- _STATED GOAL_: Say how many lines contain "screenshot"; the answer is the number alone.

- _EXERCISE MATERIAL_:
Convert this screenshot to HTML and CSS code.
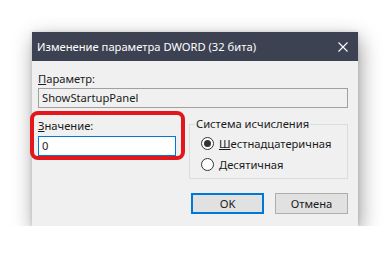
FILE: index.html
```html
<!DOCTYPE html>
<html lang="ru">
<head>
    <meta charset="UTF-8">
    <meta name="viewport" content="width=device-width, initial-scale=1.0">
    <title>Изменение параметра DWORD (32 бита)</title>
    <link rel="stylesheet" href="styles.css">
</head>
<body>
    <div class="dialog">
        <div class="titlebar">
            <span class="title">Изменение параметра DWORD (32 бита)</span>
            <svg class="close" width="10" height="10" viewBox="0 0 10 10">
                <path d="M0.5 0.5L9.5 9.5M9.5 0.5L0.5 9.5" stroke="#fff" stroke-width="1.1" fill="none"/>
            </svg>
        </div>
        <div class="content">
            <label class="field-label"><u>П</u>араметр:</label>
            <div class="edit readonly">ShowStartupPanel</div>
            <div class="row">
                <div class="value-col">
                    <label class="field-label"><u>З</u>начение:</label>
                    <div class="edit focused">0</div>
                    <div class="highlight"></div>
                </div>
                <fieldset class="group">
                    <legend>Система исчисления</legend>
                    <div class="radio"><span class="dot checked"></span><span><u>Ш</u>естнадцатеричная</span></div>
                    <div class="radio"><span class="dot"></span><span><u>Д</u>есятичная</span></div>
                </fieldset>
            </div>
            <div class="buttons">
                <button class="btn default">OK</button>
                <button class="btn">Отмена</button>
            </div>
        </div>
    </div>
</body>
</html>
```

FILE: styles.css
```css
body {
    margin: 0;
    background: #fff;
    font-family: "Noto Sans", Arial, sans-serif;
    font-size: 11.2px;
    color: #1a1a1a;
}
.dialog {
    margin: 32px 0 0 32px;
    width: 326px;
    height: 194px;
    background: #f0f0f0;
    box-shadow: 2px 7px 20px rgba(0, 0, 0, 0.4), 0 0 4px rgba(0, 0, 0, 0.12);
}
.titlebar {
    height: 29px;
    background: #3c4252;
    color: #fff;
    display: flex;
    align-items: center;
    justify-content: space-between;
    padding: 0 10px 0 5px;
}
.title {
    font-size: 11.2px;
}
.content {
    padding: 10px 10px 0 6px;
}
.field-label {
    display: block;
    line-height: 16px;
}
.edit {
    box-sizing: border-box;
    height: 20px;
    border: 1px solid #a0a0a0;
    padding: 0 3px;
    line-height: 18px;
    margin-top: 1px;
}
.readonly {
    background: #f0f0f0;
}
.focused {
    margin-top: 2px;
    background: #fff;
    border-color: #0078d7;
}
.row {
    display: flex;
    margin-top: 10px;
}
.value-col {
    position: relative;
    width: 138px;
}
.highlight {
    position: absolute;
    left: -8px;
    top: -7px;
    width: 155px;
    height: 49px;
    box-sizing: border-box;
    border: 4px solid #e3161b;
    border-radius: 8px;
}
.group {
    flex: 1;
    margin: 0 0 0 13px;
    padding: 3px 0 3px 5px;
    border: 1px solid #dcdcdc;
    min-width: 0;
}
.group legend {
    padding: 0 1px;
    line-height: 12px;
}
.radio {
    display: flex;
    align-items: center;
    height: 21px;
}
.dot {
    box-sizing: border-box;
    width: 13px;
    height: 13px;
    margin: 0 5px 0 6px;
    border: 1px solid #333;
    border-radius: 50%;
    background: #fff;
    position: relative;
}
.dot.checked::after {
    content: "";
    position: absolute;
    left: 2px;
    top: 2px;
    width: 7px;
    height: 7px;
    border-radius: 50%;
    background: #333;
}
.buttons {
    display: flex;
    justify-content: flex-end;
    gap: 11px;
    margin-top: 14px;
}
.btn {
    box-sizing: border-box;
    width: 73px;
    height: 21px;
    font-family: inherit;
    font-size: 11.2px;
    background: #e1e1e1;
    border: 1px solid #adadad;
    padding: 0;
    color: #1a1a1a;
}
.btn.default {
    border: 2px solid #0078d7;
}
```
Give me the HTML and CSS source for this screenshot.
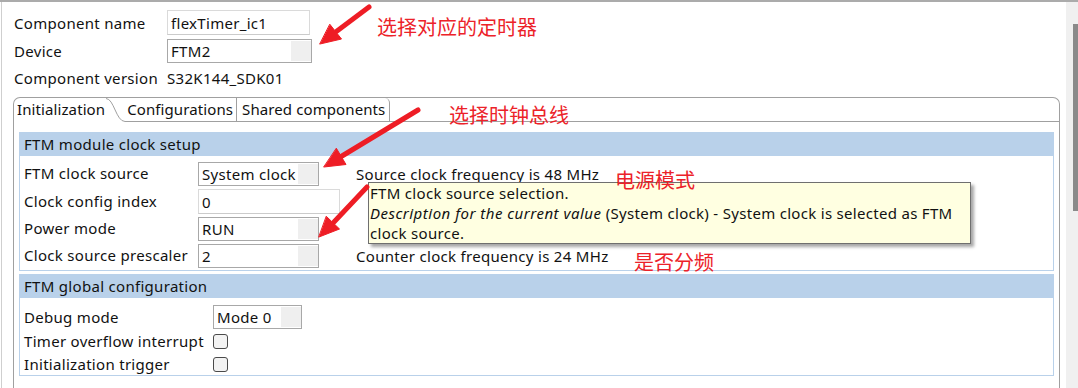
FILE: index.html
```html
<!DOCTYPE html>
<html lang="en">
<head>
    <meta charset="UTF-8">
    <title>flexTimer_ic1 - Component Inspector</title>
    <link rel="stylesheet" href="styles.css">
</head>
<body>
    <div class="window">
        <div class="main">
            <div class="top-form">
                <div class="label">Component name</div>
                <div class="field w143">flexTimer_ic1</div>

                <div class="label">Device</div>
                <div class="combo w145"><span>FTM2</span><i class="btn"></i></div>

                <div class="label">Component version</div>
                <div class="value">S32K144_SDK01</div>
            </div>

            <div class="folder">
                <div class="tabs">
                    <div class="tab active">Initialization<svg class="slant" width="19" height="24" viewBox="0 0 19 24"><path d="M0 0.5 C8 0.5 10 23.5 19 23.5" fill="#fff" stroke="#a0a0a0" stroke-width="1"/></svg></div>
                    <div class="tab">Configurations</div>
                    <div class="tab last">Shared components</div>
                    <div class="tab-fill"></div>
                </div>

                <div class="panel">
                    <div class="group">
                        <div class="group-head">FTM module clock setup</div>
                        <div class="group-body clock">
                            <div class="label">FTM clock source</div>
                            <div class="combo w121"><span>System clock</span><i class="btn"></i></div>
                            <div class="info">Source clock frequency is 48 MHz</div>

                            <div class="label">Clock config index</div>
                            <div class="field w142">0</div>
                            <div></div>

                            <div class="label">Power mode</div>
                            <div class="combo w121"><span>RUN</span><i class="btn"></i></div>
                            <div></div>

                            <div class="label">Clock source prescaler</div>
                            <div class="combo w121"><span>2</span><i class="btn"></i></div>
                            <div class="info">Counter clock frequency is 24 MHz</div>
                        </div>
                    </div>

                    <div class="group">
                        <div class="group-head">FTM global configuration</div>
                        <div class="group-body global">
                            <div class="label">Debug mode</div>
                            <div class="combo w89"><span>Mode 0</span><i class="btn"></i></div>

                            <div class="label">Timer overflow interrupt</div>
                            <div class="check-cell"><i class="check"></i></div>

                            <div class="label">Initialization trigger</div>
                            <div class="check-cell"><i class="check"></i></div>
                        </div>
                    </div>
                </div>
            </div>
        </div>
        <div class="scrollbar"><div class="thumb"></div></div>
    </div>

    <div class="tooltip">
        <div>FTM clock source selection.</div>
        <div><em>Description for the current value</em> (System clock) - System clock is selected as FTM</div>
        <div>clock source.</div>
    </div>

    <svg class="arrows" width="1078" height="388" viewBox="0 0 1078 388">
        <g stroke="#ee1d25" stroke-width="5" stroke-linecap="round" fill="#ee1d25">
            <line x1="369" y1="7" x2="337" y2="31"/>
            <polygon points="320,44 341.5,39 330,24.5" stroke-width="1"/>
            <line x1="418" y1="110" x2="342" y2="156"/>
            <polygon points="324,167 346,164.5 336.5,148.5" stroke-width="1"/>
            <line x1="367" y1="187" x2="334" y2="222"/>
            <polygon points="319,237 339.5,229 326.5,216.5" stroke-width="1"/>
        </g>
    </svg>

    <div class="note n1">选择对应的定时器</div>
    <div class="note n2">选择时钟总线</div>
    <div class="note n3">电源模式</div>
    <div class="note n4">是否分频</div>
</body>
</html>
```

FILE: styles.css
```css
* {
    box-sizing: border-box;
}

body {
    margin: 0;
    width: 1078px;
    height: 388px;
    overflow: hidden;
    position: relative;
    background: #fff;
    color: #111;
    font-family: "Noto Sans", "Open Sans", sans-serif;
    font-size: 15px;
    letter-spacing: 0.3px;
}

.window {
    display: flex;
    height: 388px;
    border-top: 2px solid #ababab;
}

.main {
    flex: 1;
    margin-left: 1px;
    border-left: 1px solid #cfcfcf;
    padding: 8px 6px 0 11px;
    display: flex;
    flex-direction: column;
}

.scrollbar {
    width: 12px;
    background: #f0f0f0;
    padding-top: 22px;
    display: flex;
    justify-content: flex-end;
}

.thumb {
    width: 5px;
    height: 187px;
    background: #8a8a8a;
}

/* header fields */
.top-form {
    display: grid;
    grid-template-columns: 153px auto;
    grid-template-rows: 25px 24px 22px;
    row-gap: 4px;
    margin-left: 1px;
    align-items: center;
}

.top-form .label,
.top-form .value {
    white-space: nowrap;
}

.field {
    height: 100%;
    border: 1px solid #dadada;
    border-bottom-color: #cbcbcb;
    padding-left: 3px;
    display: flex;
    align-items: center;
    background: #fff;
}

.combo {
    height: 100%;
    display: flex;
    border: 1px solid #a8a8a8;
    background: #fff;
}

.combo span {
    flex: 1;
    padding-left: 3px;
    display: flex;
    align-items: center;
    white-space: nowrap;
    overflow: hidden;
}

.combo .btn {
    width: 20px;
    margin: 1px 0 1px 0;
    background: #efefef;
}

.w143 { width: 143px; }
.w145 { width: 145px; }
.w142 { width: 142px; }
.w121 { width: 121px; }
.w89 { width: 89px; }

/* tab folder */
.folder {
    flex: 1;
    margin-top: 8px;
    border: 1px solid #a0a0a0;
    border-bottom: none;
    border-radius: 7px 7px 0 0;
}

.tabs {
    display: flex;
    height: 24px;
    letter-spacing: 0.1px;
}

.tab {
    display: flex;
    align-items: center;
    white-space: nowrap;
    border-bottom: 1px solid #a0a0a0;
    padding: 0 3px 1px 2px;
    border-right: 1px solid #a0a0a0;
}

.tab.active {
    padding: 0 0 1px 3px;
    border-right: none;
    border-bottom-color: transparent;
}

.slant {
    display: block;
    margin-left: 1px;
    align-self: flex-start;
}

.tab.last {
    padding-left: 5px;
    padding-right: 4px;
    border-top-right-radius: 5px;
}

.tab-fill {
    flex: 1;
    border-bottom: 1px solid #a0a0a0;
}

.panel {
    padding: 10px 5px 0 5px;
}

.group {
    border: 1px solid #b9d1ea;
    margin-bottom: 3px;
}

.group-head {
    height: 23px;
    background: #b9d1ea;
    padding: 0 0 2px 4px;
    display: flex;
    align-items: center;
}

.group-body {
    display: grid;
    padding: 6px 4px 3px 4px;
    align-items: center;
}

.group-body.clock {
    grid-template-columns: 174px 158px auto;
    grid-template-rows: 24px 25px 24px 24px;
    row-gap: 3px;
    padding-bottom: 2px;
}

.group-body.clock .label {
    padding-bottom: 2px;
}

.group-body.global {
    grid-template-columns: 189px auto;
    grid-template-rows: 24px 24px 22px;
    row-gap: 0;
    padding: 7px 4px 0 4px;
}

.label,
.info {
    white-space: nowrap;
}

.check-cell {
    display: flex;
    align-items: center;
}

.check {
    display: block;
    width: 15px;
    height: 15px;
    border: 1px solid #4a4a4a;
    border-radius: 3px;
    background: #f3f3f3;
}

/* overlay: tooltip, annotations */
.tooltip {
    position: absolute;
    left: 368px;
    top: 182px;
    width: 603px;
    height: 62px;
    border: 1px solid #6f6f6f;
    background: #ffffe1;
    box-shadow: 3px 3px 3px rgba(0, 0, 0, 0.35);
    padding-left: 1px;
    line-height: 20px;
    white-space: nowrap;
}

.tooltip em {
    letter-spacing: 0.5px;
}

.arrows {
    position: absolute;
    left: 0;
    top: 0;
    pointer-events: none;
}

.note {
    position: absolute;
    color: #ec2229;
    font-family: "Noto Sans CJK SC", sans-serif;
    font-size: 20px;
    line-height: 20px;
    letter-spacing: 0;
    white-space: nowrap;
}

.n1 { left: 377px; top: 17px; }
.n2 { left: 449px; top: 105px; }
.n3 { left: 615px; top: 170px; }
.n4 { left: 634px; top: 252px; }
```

- _COMPLETE RESPONSE_: 2